Integrating Policy References

Travel administrators should cite the Federal Travel Regulation (FTR) when approving per diem. Chapter 301 of the FTR describes meals, incidentals, and the 75 percent rule. Travelers can access the full regulation via GSA.gov to ensure organization-specific supplements are aligned with federal law. Keeping the regulatory reference handy reduces disputes during voucher review.

Best Practices Checklist

  1. Verify the county or city code in the official database.
  2. Capture the season and fiscal year reference on the travel authorization.
  3. Record partial days that qualify for the 75 percent M&IE rate.
  4. Document each provided meal with the agenda, invitation, or statement from the host.
  5. Apply adjustments only when pre-approved and explain the rationale.
  6. Save calculator outputs or spreadsheets as part of the voucher backup file.

Following this checklist protects both the traveler and the approving official during internal audits.
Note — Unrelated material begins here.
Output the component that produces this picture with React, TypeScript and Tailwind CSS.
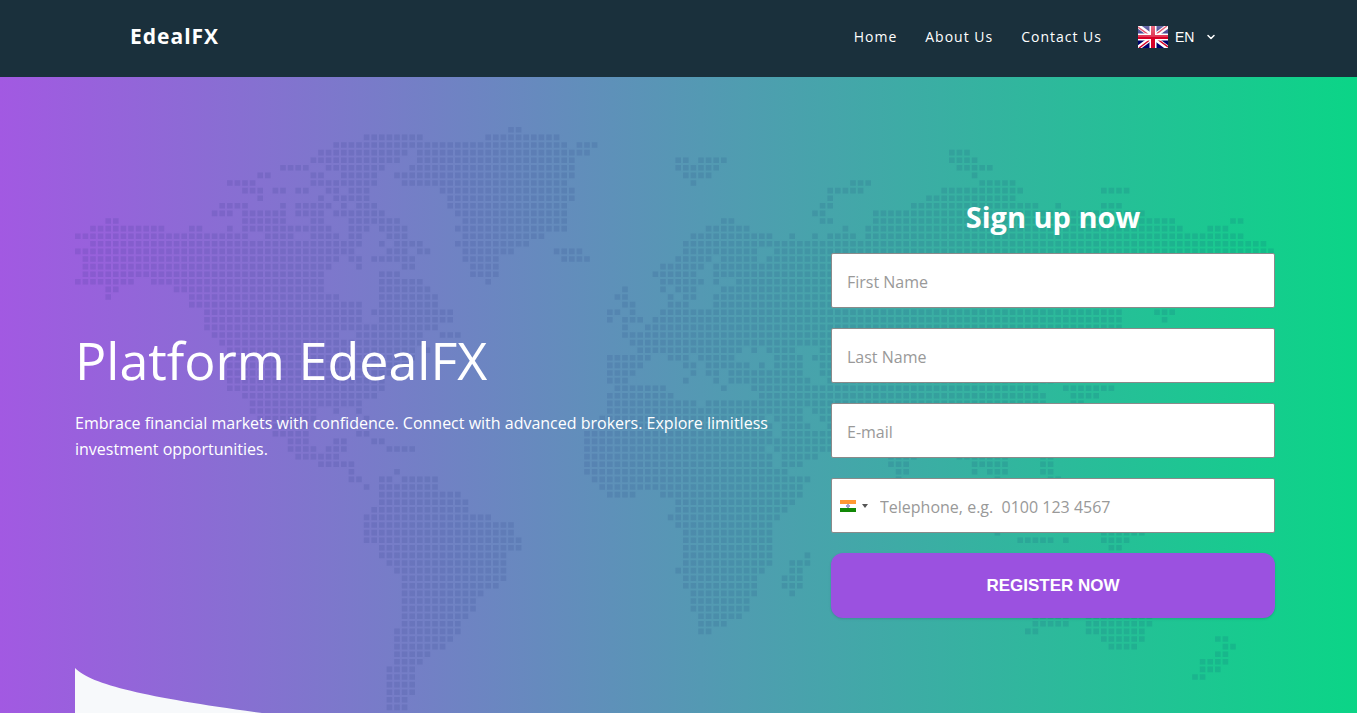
import { ChevronDown } from "lucide-react";

const CELL = 7.6;
const DOT = 5.6;

// One entry per map row, each "from-to" is a run of filled columns.
const MAP_ROWS = [
  "57-58",
  "38-45 54-63",
  "34-64 66-68",
  "32-43 45-67 115-117",
  "31-42 45-65 79-80 82-85 115-118",
  "27-30 33-40 44-65 79-84 116-120",
  "24-25 31-32 35-39 42-65 80-83 118-118",
  "20-23 31-39 43-64 81-81 102-104 119-123",
  "22-24 26-27 29-30 33-34 36-38 48-65 99-103 114-124 135-138",
  "24-24 32-32 34-38 49-65 99-99 112-123",
  "19-22 27-27 29-33 35-35 37-39 49-64 98-99 110-126 129-129 135-137",
  "18-20 22-27 29-32 34-40 50-64 97-98 105-140",
  "4-5 22-27 31-32 36-42 51-64 85-86 98-99 105-144 152-153",
  "2-11 15-16 20-20 22-33 36-38 40-43 50-64 83-88 101-101 104-145 149-151",
  "0-22 25-28 31-34 36-37 41-43 51-61 81-91 94-94 97-97 99-102 104-153",
  "2-37 40-40 42-45 50-59 80-156",
  "0-36 41-43 45-46 51-57 63-66 80-89 92-157",
  "1-34 36-37 39-44 51-55 64-67 79-83 85-89 91-150",
  "1-33 37-37 43-44 52-55 77-82 84-150",
  "1-32 40-42 52-55 76-81 84-148",
  "0-7 10-32 40-45 54-54 77-82 84-84 87-146",
  "4-5 13-32 40-46 72-72 77-77 79-81 85-145",
  "4-4 15-34 40-47 71-72 78-78 80-81 84-140",
  "15-37 40-47 72-73 78-80 84-138",
  "17-37 39-49 70-71 73-73 77-137 142-144",
  "17-37 40-49 70-70 72-74 76-137 143-143",
  "17-47 72-72 75-137",
  "18-34 37-45 48-50 72-136",
  "19-45 73-135",
  "20-44 46-46 74-87 89-89 91-94 98-134",
  "20-44 70-75 78-80 82-86 92-95 97-133",
  "20-43 70-74 80-81 83-88 90-90 92-95 98-132",
  "20-42 70-73 81-81 83-84 86-95 98-130",
  "20-40 70-72 80-80 84-84 86-96 99-128",
  "20-40 71-77 85-85 89-126 130-136",
  "22-39 70-78 90-127 131-134",
  "23-37 70-81 83-127 131-132",
  "23-31 34-34 37-37 70-95 97-127",
  "24-31 38-38 69-90 92-95 98-126",
  "25-30 68-91 93-96 99-125",
  "26-30 37-38 67-91 93-99 101-124",
  "28-30 34-35 39-40 67-91 92-99 104-122",
  "28-31 33-35 41-44 67-90 92-99 106-122",
  "29-34 67-91 93-97 107-110 116-122 127-128",
  "32-36 67-91 93-95 107-109 118-122 127-128",
  "36-36 42-42 67-93 108-109 118-118 120-122 127-128",
  "36-37 40-41 43-47 68-96 108-108 121-121 128-129",
  "38-38 40-47 69-95",
  "40-50 70-73 77-95",
  "40-51 79-94",
  "39-51 79-93",
  "38-54 78-92",
  "38-57 79-91",
  "38-57 80-91 121-121 135-140",
  "38-58 80-91 124-128 130-130 135-138",
  "40-58 80-91 136-137",
  "40-56 80-91 96-96",
  "41-56 80-91 94-96",
  "42-56 79-90 94-95",
  "43-56 80-89 93-95",
  "43-55 80-89 93-95",
  "43-53 81-89 94-94",
  "43-52 81-88",
  "43-52 81-88",
  "43-51 82-87 126-130 133-141",
  "43-50 82-85 126-130 133-141",
  "42-50 82-83 125-126 133-140",
  "42-49 135-140 150-151",
  "42-48 136-139 151-152",
  "42-46 150-151",
  "42-45 148-151",
  "41-44 148-150",
  "41-44 147-148",
  "41-44",
  "41-44",
  "41-43",
  "41-43",
];

const mapPath = MAP_ROWS.map((row, r) =>
  row
    .split(" ")
    .map((run) => {
      const [from, to] = run.split("-").map(Number);
      let d = "";
      for (let c = from; c <= to; c++) {
        d += `M${(c * CELL).toFixed(1)} ${(r * CELL).toFixed(1)}h${DOT}v${DOT}h-${DOT}z`;
      }
      return d;
    })
    .join("")
).join("");

function DottedMap() {
  return (
    <svg viewBox="0 0 1200 590" className="absolute inset-x-0 top-[50px] w-full" aria-hidden="true">
      <path d={mapPath} fill="#08206e" fillOpacity="0.1" />
    </svg>
  );
}

function FlagUK() {
  return (
    <svg viewBox="0 0 30 22" className="h-[22px] w-[30px]" aria-hidden="true">
      <defs>
        <linearGradient id="gloss" x1="0" y1="0" x2="0" y2="1">
          <stop offset="0" stopColor="#fff" stopOpacity="0.42" />
          <stop offset="0.5" stopColor="#fff" stopOpacity="0.2" />
          <stop offset="0.5" stopColor="#fff" stopOpacity="0" />
        </linearGradient>
      </defs>
      <rect width="30" height="22" fill="#00006b" />
      <path d="M0 0L30 22M30 0L0 22" stroke="#fff" strokeWidth="4.6" />
      <path d="M0 1L13 10.500M30 21L17 11.500M29 0L17 9M1 22L13 13" stroke="#d80027" strokeWidth="1.500" />
      <path d="M15 0v22M0 11h30" stroke="#fff" strokeWidth="7" />
      <path d="M15 0v22M0 11h30" stroke="#d80027" strokeWidth="4" />
      <rect width="30" height="22" fill="url(#gloss)" />
    </svg>
  );
}

function FlagIndia() {
  return (
    <svg viewBox="0 0 16 12" className="h-3 w-4" aria-hidden="true">
      <rect width="16" height="12" fill="#fff" />
      <rect width="16" height="4" fill="#ff9933" />
      <rect y="8" width="16" height="4" fill="#128807" />
      <path d="M7 4h2v1h1v2h-1v1h-2v-1h-1v-2h1z" fill="#a3a3d1" />
    </svg>
  );
}

const links = ["Home", "About Us", "Contact Us"];

function Header() {
  return (
    <header className="bg-[#1a303c] pr-[7px] text-white">
      <div className="mx-auto flex h-[77px] max-w-[1090px] items-center pb-[3px]">
        <a href="#" className="text-[21px] font-bold tracking-[1px]">
          EdealFX
        </a>
        <nav className="ml-auto flex gap-7 text-sm tracking-[1px]">
          {links.map((link) => (
            <a key={link} href="#">
              {link}
            </a>
          ))}
        </nav>
        <label className="ml-9 flex items-center gap-[7px] pr-[3px]">
          <FlagUK />
          <select
            aria-label="Language"
            className="w-[23px] appearance-none bg-transparent font-['Liberation_Sans',sans-serif] text-sm outline-none"
          >
            <option>EN</option>
          </select>
          <ChevronDown size={12} strokeWidth={3} />
        </label>
      </div>
    </header>
  );
}

const inputClass =
  "h-[55px] w-full rounded-[2px] border border-[#8a8a8a] bg-white px-[15px] pt-[2px] text-base text-gray-700 placeholder:text-[#999] outline-none";

function SignUpForm() {
  return (
    <form className="flex w-[37%] shrink-0 flex-col gap-5" onSubmit={(e) => e.preventDefault()}>
      <h2 className="-mb-1 text-center text-[29px] leading-10 font-bold text-white">Sign up now</h2>
      <input type="text" aria-label="First Name" placeholder="First Name" className={inputClass} />
      <input type="text" aria-label="Last Name" placeholder="Last Name" className={inputClass} />
      <input type="email" aria-label="E-mail" placeholder="E-mail" className={inputClass} />
      <div className="flex h-[55px] items-center rounded-[2px] border border-[#8a8a8a] bg-white">
        <button type="button" aria-label="Country code" className="flex h-full w-12 items-center gap-[6px] pl-2">
          <FlagIndia />
          <svg viewBox="0 0 6 4" className="h-1 w-[6px]" aria-hidden="true">
            <path d="M0 0h6l-3 4z" fill="#555" />
          </svg>
        </button>
        <input
          type="tel"
          aria-label="Telephone"
          placeholder="Telephone, e.g.  0100 123 4567"
          className="h-full min-w-0 flex-1 bg-transparent pt-[2px] text-base text-gray-700 placeholder:text-[#999] outline-none"
        />
      </div>
      <button
        type="submit"
        className="h-[65px] rounded-xl bg-[#9b51e0] font-['Liberation_Sans',sans-serif] text-[17px] font-bold text-white shadow-sm"
      >
        REGISTER NOW
      </button>
    </form>
  );
}

export default function App() {
  return (
    <div className="flex min-h-screen flex-col font-['Open_Sans','Noto_Sans',sans-serif]">
      <Header />
      <main className="flex flex-1 overflow-hidden bg-linear-to-r/srgb from-[#a259e2] to-[#0bd587] pr-[7px]">
        <div className="relative mx-auto w-full max-w-[1200px] pt-[120px] pb-[95px]">
          <DottedMap />
          <div className="relative flex items-center">
            <section className="flex-1 pr-12 pb-6 text-white">
              <h1 className="text-[52px] leading-[60px]">Platform EdealFX</h1>
              <p className="mt-5 text-base leading-[26px]">
                Embrace financial markets with confidence. Connect with advanced brokers. Explore limitless investment
                opportunities.
              </p>
            </section>
            <SignUpForm />
          </div>
          <svg viewBox="0 0 187 45" className="absolute bottom-0 left-0 h-[45px] w-[187px]" aria-hidden="true">
            <path d="M0 0C16 17 75 30 187 45H0z" fill="#f7f9fb" />
          </svg>
        </div>
      </main>
    </div>
  );
}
Many agencies require electronic routing, and attaching the calculator summary simplifies approvals.

Future Outlook for GSA Per Diem Calculations

GSA has increasingly digitized its datasets, releasing APIs and machine-readable tables. By combining those feeds with calculators like this one, organizations can auto-populate itineraries directly from their travel management systems. That reduces errors caused when calendars shift by a day or when a destination’s rates change midyear. Expect more automation as agencies adopt shared services, while human oversight remains essential for verifying deductions and mission-specific adjustments.

Mastering per diem calculations is less about memorizing numbers and more about understanding the logic. Once you know which days qualify for partial allowances, which meals were provided, and how to source the correct seasonal rate, the math falls into place. Keep this guide bookmarked, pull data from authoritative sources, and your next travel authorization will withstand even the most detailed compliance review.